Named silver dollar euc due to her giant, silver dollar sized leaves.

Pros: Makes a statement, covers lots space, great bang for your buck

Cons: Can take over the show… the leaves are so big they can be all you see at times and steal focus. 



Greenery 9: Gunni/Parfavolia 

Not unlike the parvifolia, the difference is basically the leaf structure. Gunni has small  leaves rounded at the tips and Parvifolia has pointed leaves at the tip. Not much different. I love this euc. It is full, great bang for your buck so I guess I’m already getting into the pros…

Pros: Full and fills in arrangements beautifully. The little shoots off of one stem elongate its usage and are perfect for floral crowns, bouts, bud vases. Basically it’s a great use for all your needs. Another workhorse greenery with a great bang for your buck.

Cons: Can curl at the tips and create more of a drape than some want and be heavy feeling but that’s if I’m trying to come up with a con. 🤔I’m really having to think on this one… maybe the growers bunches can be small? It’s a good one.


Greenery 10: Baby Blue

TRUE, BABY BLUE, OR SPIRAL EUC. Three names, same euc.Pros: Smells like the spa, gives you long reach (think long stems for big arrangementsor arbors) and wonderful texture. Also perfect dusty green color.

Cons: It’s pretty rigid and the linear leaf structure can be hard to work with at times (feels like it’s just sticking out). The oil from the plant can seep into your skin. For me it’s a bit overpowering but some love it!

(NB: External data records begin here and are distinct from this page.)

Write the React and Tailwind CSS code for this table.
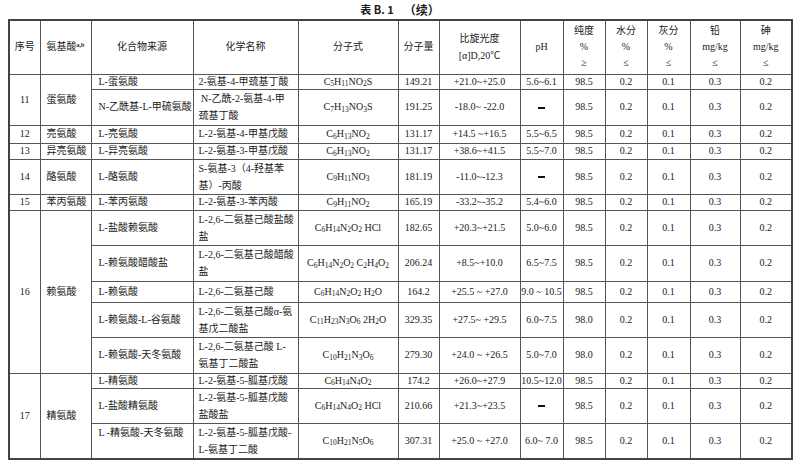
const rows = [
  { no: "11", acid: "蛋氨酸", span: 2, h: "h-[15px]", src: "L-蛋氨酸", name: "2-氨基-4-甲巯基丁酸", f: <>C<sub>5</sub>H<sub>11</sub>NO<sub>2</sub>S</>, mw: "149.21", rot: "+21.0~+25.0", ph: "5.6~6.1", pur: "98.5" },
  { h: "h-[36px]", src: "N-乙酰基-L-甲硫氨酸", name: ["\u00a0N-乙酰-2-氨基-4-甲", "巯基丁酸"], f: <>C<sub>7</sub>H<sub>13</sub>NO<sub>3</sub>S</>, mw: "191.25", rot: "-18.0~ -22.0", ph: null, pur: "98.5" },
  { no: "12", acid: "亮氨酸", span: 1, h: "h-[18px]", src: "L-亮氨酸", name: "L-2-氨基-4-甲基戊酸", f: <>C<sub>6</sub>H<sub>13</sub>NO<sub>2</sub></>, mw: "131.17", rot: "+14.5 ~+16.5", ph: "5.5~6.5", pur: "98.5" },
  { no: "13", acid: "异亮氨酸", span: 1, h: "h-[16px]", src: "L-异亮氨酸", name: "L-2-氨基-3-甲基戊酸", f: <>C<sub>6</sub>H<sub>13</sub>NO<sub>2</sub></>, mw: "131.17", rot: "+38.6~+41.5", ph: "5.5~7.0", pur: "98.5" },
  { no: "14", acid: "酪氨酸", span: 1, h: "h-[35px]", src: "L-酪氨酸", name: ["S-氨基-3（4-羟基苯", "基）-丙酸"], f: <>C<sub>9</sub>H<sub>11</sub>NO<sub>3</sub></>, mw: "181.19", rot: "-11.0~-12.3", ph: null, pur: "98.5" },
  { no: "15", acid: "苯丙氨酸", span: 1, h: "h-[16px]", src: "L-苯丙氨酸", name: "L-2-氨基-3-苯丙酸", f: <>C<sub>9</sub>H<sub>11</sub>NO<sub>2</sub></>, mw: "165.19", rot: "-33.2~-35.2", ph: "5.4~6.0", pur: "98.5" },
  { no: "16", acid: "赖氨酸", span: 5, h: "h-[35px]", src: "L-盐酸赖氨酸", name: ["L-2,6-二氨基己酸盐酸", "盐"], f: <>C<sub>6</sub>H<sub>14</sub>N<sub>2</sub>O<sub>2</sub> HCl</>, mw: "182.65", rot: "+20.3~+21.5", ph: "5.0~6.0", pur: "98.5" },
  { h: "h-[36px]", src: "L-赖氨酸醋酸盐", name: ["L-2,6-二氨基己酸醋酸", "盐"], f: <>C<sub>6</sub>H<sub>14</sub>N<sub>2</sub>O<sub>2</sub> C<sub>2</sub>H<sub>4</sub>O<sub>2</sub></>, mw: "206.24", rot: "+8.5~+10.0", ph: "6.5~7.5", pur: "98.5" },
  { h: "h-[21px]", src: "L-赖氨酸", name: "L-2,6-二氨基己酸", f: <>C<sub>6</sub>H<sub>14</sub>N<sub>2</sub>O<sub>2</sub> H<sub>2</sub>O</>, mw: "164.2", rot: "+25.5 ~ +27.0", ph: "9.0 ~ 10.5", pur: "98.5" },
  { h: "h-[34px]", src: "L-赖氨酸-L-谷氨酸", name: ["L-2,6-二氨基己酸α-氨", "基戊二酸盐"], f: <>C<sub>11</sub>H<sub>23</sub>N<sub>3</sub>O<sub>6</sub> 2H<sub>2</sub>O</>, mw: "329.35", rot: "+27.5~ +29.5", ph: "6.0~7.5", pur: "98.0" },
  { h: "h-[36px]", src: "L-赖氨酸-天冬氨酸", name: ["L-2,6-二氨基己酸 L-", "氨基丁二酸盐"], f: <>C<sub>10</sub>H<sub>21</sub>N<sub>3</sub>O<sub>6</sub></>, mw: "279.30", rot: "+24.0 ~ +26.5", ph: "5.0~7.0", pur: "98.0" },
  { no: "17", acid: "精氨酸", span: 3, h: "h-[15px]", src: "L-精氨酸", name: "L-2-氨基-5-胍基戊酸", f: <>C<sub>6</sub>H<sub>14</sub>N<sub>4</sub>O<sub>2</sub></>, mw: "174.2", rot: "+26.0~+27.9", ph: "10.5~12.0", pur: "98.5" },
  { h: "h-[35px]", src: "L-盐酸精氨酸", name: ["L-2-氨基-5-胍基戊酸", "盐酸盐"], f: <>C<sub>6</sub>H<sub>14</sub>N<sub>4</sub>O<sub>2</sub> HCl</>, mw: "210.66", rot: "+21.3~+23.5", ph: null, pur: "98.5" },
  { h: "h-[35px]", src: "L -精氨酸-天冬氨酸", srcTop: true, name: ["L-2-氨基-5-胍基戊酸-", "L-氨基丁二酸"], f: <>C<sub>10</sub>H<sub>21</sub>N<sub>5</sub>O<sub>6</sub></>, mw: "307.31", rot: "+25.0 ~ +27.0", ph: "6.0~ 7.0", pur: "98.5" },
];

const cell = "border border-[#555] p-0";

function Lines({ value }) {
  if (Array.isArray(value)) {
    return (
      <div className="leading-[17px]">
        {value.map((l, i) => (
          <div key={i} className="whitespace-nowrap">{l}</div>
        ))}
      </div>
    );
  }
  return <span className="whitespace-nowrap">{value}</span>;
}

function Dash() {
  return <span className="inline-block h-[2px] w-[7px] bg-[#111] align-middle" />;
}

export default function App() {
  return (
    <div className="h-[463px] w-[800px] bg-white font-['Liberation_Serif','Noto_Sans_CJK_SC',serif] text-[10px] text-[#1a1a1a]">
      <div className="flex h-[19px] items-center justify-center gap-[10px] text-[11px] font-bold">
        <span className="font-['Noto_Sans_CJK_SC',sans-serif]">表 B. 1</span>
        <span className="font-['Noto_Sans_CJK_SC',sans-serif] text-[12px]">（续）</span>
      </div>
      <table className="ml-[8px] w-[783px] table-fixed border-collapse border-2 border-[#444] leading-[14px]">
        <colgroup>
          <col className="w-[31px]" />
          <col className="w-[51px]" />
          <col className="w-[102px]" />
          <col className="w-[105px]" />
          <col className="w-[100px]" />
          <col className="w-[41px]" />
          <col className="w-[81px]" />
          <col className="w-[43px]" />
          <col className="w-[42px]" />
          <col className="w-[42px]" />
          <col className="w-[43px]" />
          <col className="w-[50px]" />
          <col className="w-[52px]" />
        </colgroup>
        <thead>
          <tr className="h-[54px] text-center">
            <th className={`${cell} font-normal`}>序号</th>
            <th className={`${cell} pl-[6px] text-left font-normal`}>
              氨基酸<sup className="text-[6px] font-bold">a,b</sup>
            </th>
            <th className={`${cell} font-normal`}>化合物来源</th>
            <th className={`${cell} font-normal`}>化学名称</th>
            <th className={`${cell} font-normal`}>分子式</th>
            <th className={`${cell} font-normal`}>分子量</th>
            <th className={`${cell} font-normal`}>
              <Lines value={["比旋光度", "[α]D,20℃"]} />
            </th>
            <th className={`${cell} font-normal`}>pH</th>
            <th className={`${cell} font-normal leading-[16px]`}>
              纯度<br />%<br />≥
            </th>
            <th className={`${cell} font-normal leading-[16px]`}>
              水分<br />%<br />≤
            </th>
            <th className={`${cell} font-normal leading-[16px]`}>
              灰分<br />%<br />≤
            </th>
            <th className={`${cell} font-normal leading-[16px]`}>
              铅<br />mg/kg<br />≤
            </th>
            <th className={`${cell} font-normal leading-[16px]`}>
              砷<br />mg/kg<br />≤
            </th>
          </tr>
        </thead>
        <tbody>
          {rows.map((r, i) => (
            <tr key={i} className={`${r.h} text-center`}>
              {r.no && (
                <>
                  <td rowSpan={r.span} className={cell}>{r.no}</td>
                  <td rowSpan={r.span} className={`${cell} pl-[6px] text-left`}>{r.acid}</td>
                </>
              )}
              <td className={`${cell} pl-[7px] text-left ${r.srcTop ? "align-top pt-[2px]" : ""}`}>
                <span className="whitespace-nowrap">{r.src}</span>
              </td>
              <td className={`${cell} pl-[5px] text-left`}>
                <Lines value={r.name} />
              </td>
              <td className={`${cell} whitespace-nowrap`}>{r.f}</td>
              <td className={cell}>{r.mw}</td>
              <td className={`${cell} whitespace-nowrap`}>{r.rot}</td>
              <td className={`${cell} whitespace-nowrap`}>{r.ph ?? <Dash />}</td>
              <td className={cell}>{r.pur}</td>
              <td className={cell}>0.2</td>
              <td className={cell}>0.1</td>
              <td className={cell}>0.3</td>
              <td className={cell}>0.2</td>
            </tr>
          ))}
        </tbody>
      </table>
    </div>
  );
}
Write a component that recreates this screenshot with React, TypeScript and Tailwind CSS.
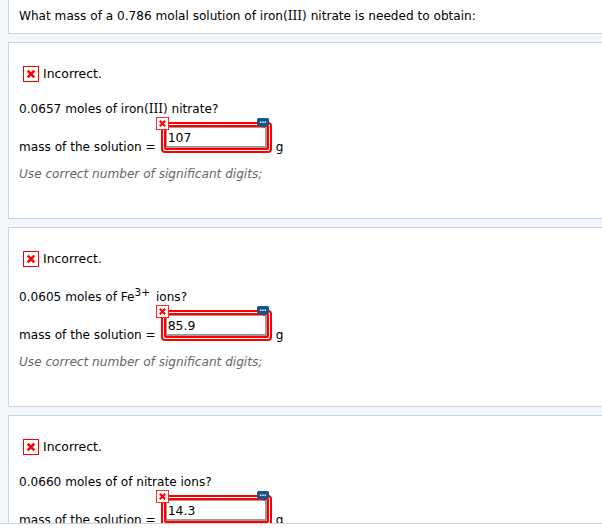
import React from 'react';

const font = 'font-["DejaVu_Sans",Verdana,sans-serif]';

const WrongIcon: React.FC<{ size: number }> = ({ size }) => (
  <svg width={size} height={size} viewBox="0 0 16 16" className="block">
    <rect x="0.5" y="0.5" width="15" height="15" fill="#fff" stroke="#f00" />
    <path d="M4.7 4.7 L11.3 11.3 M11.3 4.7 L4.7 11.3" stroke="#f00" strokeWidth="2.6" />
  </svg>
);

const HintBubble = () => (
  <svg width="12" height="11" viewBox="0 0 12 11" className="block">
    <path d="M1.5 0 H10.5 A1.5 1.5 0 0 1 12 1.5 V6.5 A1.5 1.5 0 0 1 10.5 8 H8.5 L7 10.5 L6 8 H1.5 A1.5 1.5 0 0 1 0 6.5 V1.5 A1.5 1.5 0 0 1 1.5 0 Z" fill="#14568a" />
    <rect x="3" y="3.5" width="1.4" height="1.4" fill="#fff" />
    <rect x="5.3" y="3.5" width="1.4" height="1.4" fill="#fff" />
    <rect x="7.6" y="3.5" width="1.4" height="1.4" fill="#fff" />
  </svg>
);

const AnswerBox: React.FC<{ value: string }> = ({ value }) => (
  <span className="relative inline-block ml-[5px] mr-[4px]">
    <span className="block w-[111px] h-[31px] rounded-[4px] border-[2px] border-[#f00] bg-white p-px">
      <span className="block h-full rounded-[2px] border-[2px] border-[#f00] bg-white">
        <span className="block h-full border-t border-l border-r-2 border-b-2 border-[#9a9a9a] pl-[1px] pt-[2px] leading-[15px] text-[12.4px] text-black">
          {value}
        </span>
      </span>
    </span>
    <span className="absolute left-[-5px] top-[-5px]">
      <WrongIcon size={13} />
    </span>
    <span className="absolute right-[3px] top-[-4px]">
      <HintBubble />
    </span>
  </span>
);

interface Part {
  amount: string;
  question: React.ReactNode;
  value: string;
  note?: boolean;
}

const parts: Part[] = [
  {
    amount: '0.0657',
    question: (
      <>
        iron(<span className='font-["DejaVu_Serif"]'>III</span>) nitrate
      </>
    ),
    value: '107',
    note: true,
  },
  {
    amount: '0.0605',
    question: (
      <>
        Fe<sup className="text-[10.5px] leading-[0] top-[-5px] mr-[2px]">3+</sup> ions
      </>
    ),
    value: '85.9',
    note: true,
  },
  { amount: '0.0660', question: 'of nitrate ions', value: '14.3' },
];

const PartCard: React.FC<{ part: Part; tall: boolean }> = ({ part, tall }) => (
  <div
    className={`${tall ? 'h-[180px]' : 'h-[177px]'} shrink-0 border-y border-l border-[#c8d4e2] bg-white pl-[10px] pt-[23px]`}
  >
    <div className="flex items-center h-[16px] pl-[4px]">
      <WrongIcon size={16} />
      <span className="ml-[4px] text-[12.4px]">Incorrect.</span>
    </div>
    <p className={`${tall ? 'mt-[22px]' : 'mt-[19px]'} leading-[16px]`}>
      {part.amount} moles of {part.question}?
    </p>
    <div className="mt-[5px] flex items-end h-[31px]">
      <span className="leading-[12px]">mass of the solution =</span>
      <AnswerBox value={part.value} />
      <span className="leading-[12px]">g</span>
    </div>
    {part.note && <p className="mt-[13px] leading-[16px] italic text-[#666]">Use correct number of significant digits;</p>}
  </div>
);

export default function App() {
  return (
    <div className={`${font} h-[530px] w-[602px] overflow-hidden bg-white text-[12.1px] text-black`}>
      <div className="h-[523px] overflow-hidden bg-[#f4f7fa] pl-2">
        <div className="flex flex-col gap-[8px]">
          <div className="h-[34px] border-b border-l border-[#c8d4e2] bg-white pl-[10px] pt-[8px] leading-[16px]">
            What mass of a 0.786 molal solution of iron(<span className='font-["DejaVu_Serif"]'>III</span>) nitrate is needed to obtain:
          </div>
          {parts.map((part, i) => (
            <PartCard key={part.amount} part={part} tall={i === 1} />
          ))}
        </div>
      </div>
      <div className="h-[7px] border-t border-[#c8d4e2]" />
    </div>
  );
}
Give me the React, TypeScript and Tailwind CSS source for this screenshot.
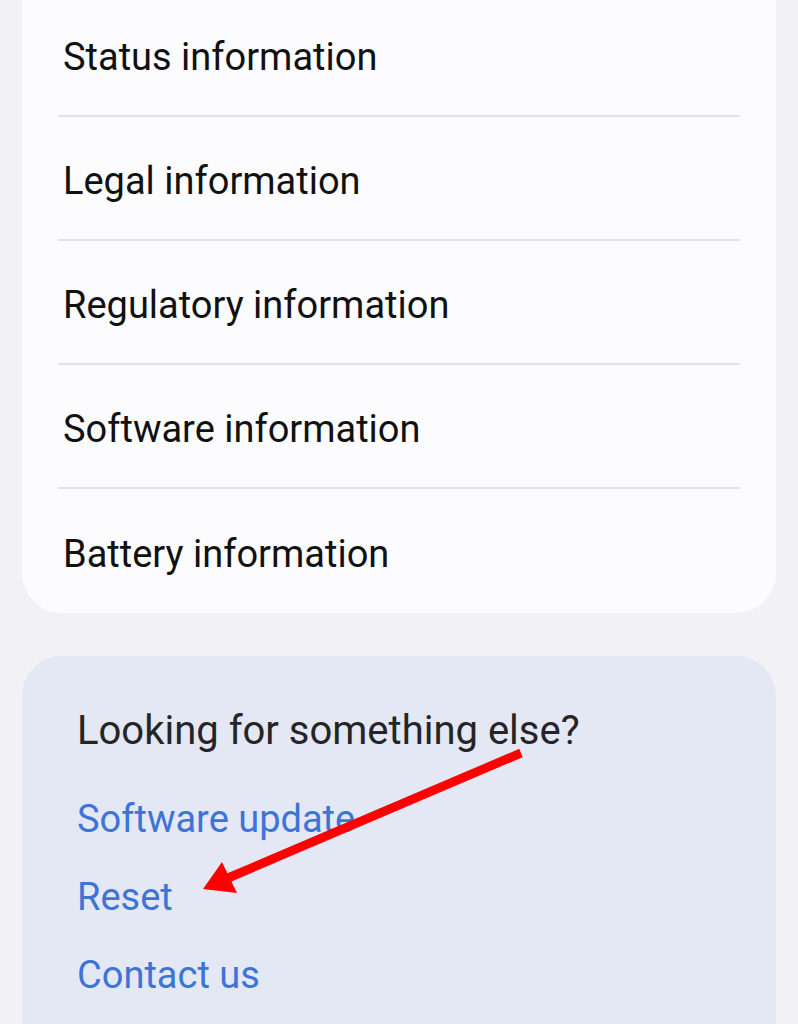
const rows = [
  'Status information',
  'Legal information',
  'Regulatory information',
  'Software information',
  'Battery information'
]

const links = ['Software update', 'Reset', 'Contact us']

export default function App() {
  return (
    <div className="relative h-[1024px] overflow-hidden bg-[#f2f2f4] px-[22px] font-['Roboto',sans-serif]">
      <div className="-mt-[7px] rounded-b-[40px] bg-[#fcfcfe] px-[36px]">
        {rows.map((r, i) => (
          <div
            key={r}
            className={`flex h-[124px] items-center px-[5px] ${i < rows.length - 1 ? 'border-b-2 border-[#e4e4e6]' : ''}`}
          >
            <span className="pt-[5px] text-[38px] leading-none text-[#111]">{r}</span>
          </div>
        ))}
      </div>

      <div className="mt-[43px] h-[420px] rounded-[40px] bg-[#e4e8f4] px-[55px] pt-[55px]">
        <h3 className="text-[40px] leading-none text-[#242527]">Looking for something else?</h3>
        <div className="mt-[50px] flex flex-col gap-[42px]">
          {links.map(l => (
            <a key={l} className="text-[38px] leading-[36px] text-[#3c74d8]">{l}</a>
          ))}
        </div>
      </div>

      {/* annotation arrow */}
      <svg className="pointer-events-none absolute left-0 top-0" width="798" height="1024" viewBox="0 0 798 1024">
        <line x1="521" y1="753" x2="228" y2="878" stroke="#f00" strokeWidth="9" />
        <polygon points="203,889 222,862 237,893" fill="#f00" />
      </svg>
    </div>
  )
}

I want to leave you with a few bits of general info on greenery. Unlike flowers they don’t typically have a stem/branch count as they come in what we call a growers bunch and can fluctuate in size. Most bunches of greenery are based on weight and it’s typical for these to look and feel different depending on the growing season and where they were grown (state-side or imported). Greenery is always a great way to help cut down on wedding flower costs and I hope this guide to Wedding Flower Greenery helps you make the best decisions for your designs.